When the Fair-Weather Sippers Disappear, Wineries Try Jazz
LAST year more than a million visitors flocked to the wineries on the East End of Long Island, watching the bud break on the vines in May, the clusters of grapes swelling along the wire trellises in summer and the harvest come fall. They crowded into tasting rooms, sipping cabernet franc, chardonnay and merlot.
Though most of the wineries are open year round, come winter — pruning season in the vineyards — traffic slows to a trickle.
For winery owners like Ann Marie Borghese of Castello di Borghese in Cutchogue, the bills keep piling up.
“In the summer it’s easy to come,” Ms. Borghese said. “You need to have something to entice the people out into the winter cold of the East End.”

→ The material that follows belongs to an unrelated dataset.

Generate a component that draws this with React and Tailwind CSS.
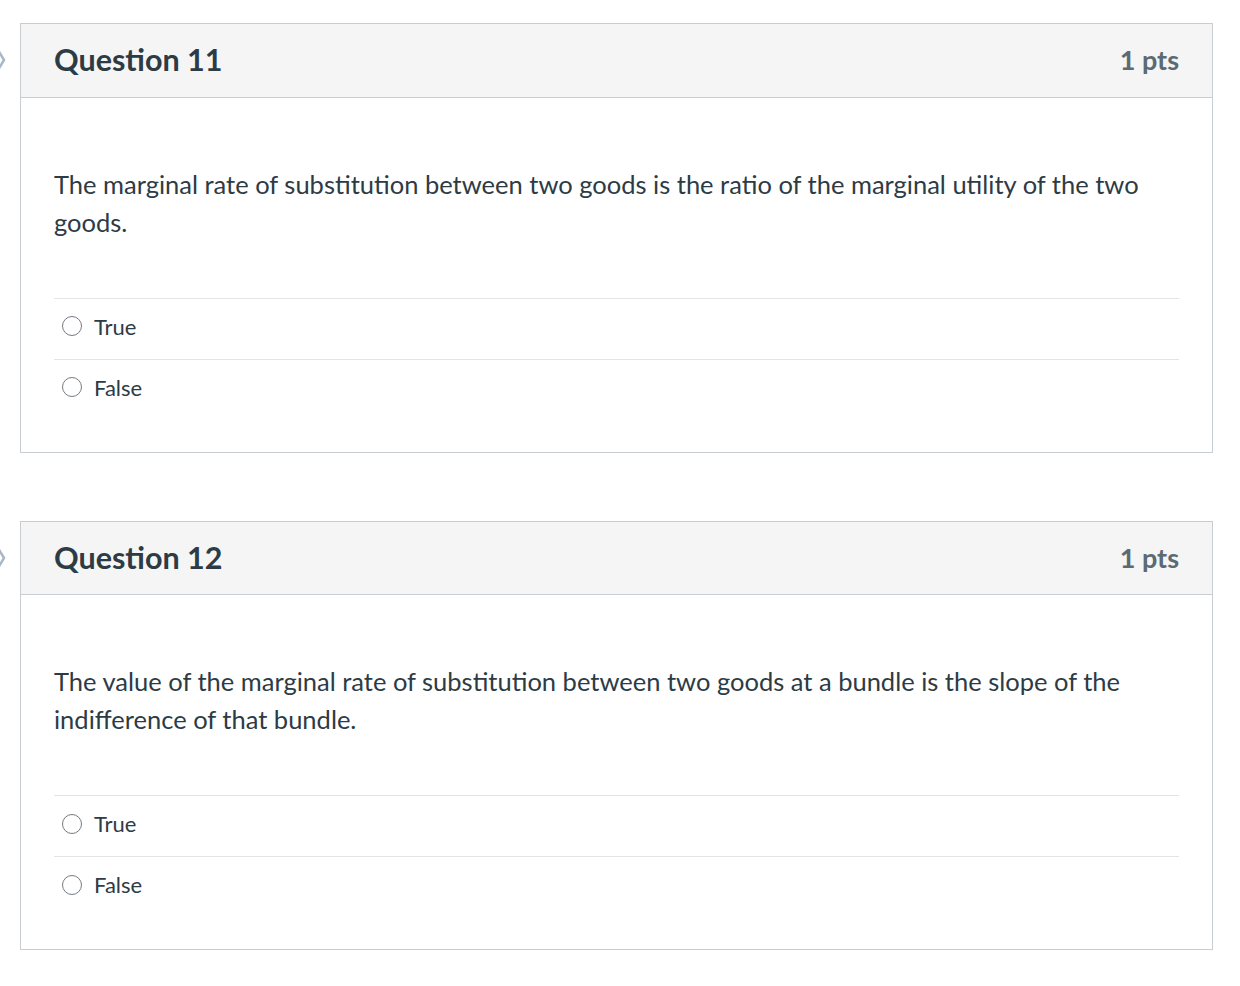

Along with offering winemaker walks and tours of the fermentation room, Ms. Borghese pairs culture with fine wine. Her converted 1949 potato barn includes an art and photography gallery and tasting room, where fine food and olive oil tastings, operas and concerts are staged.
During the winter doldrums, she and her counterparts are adding the smooth sounds of jazz.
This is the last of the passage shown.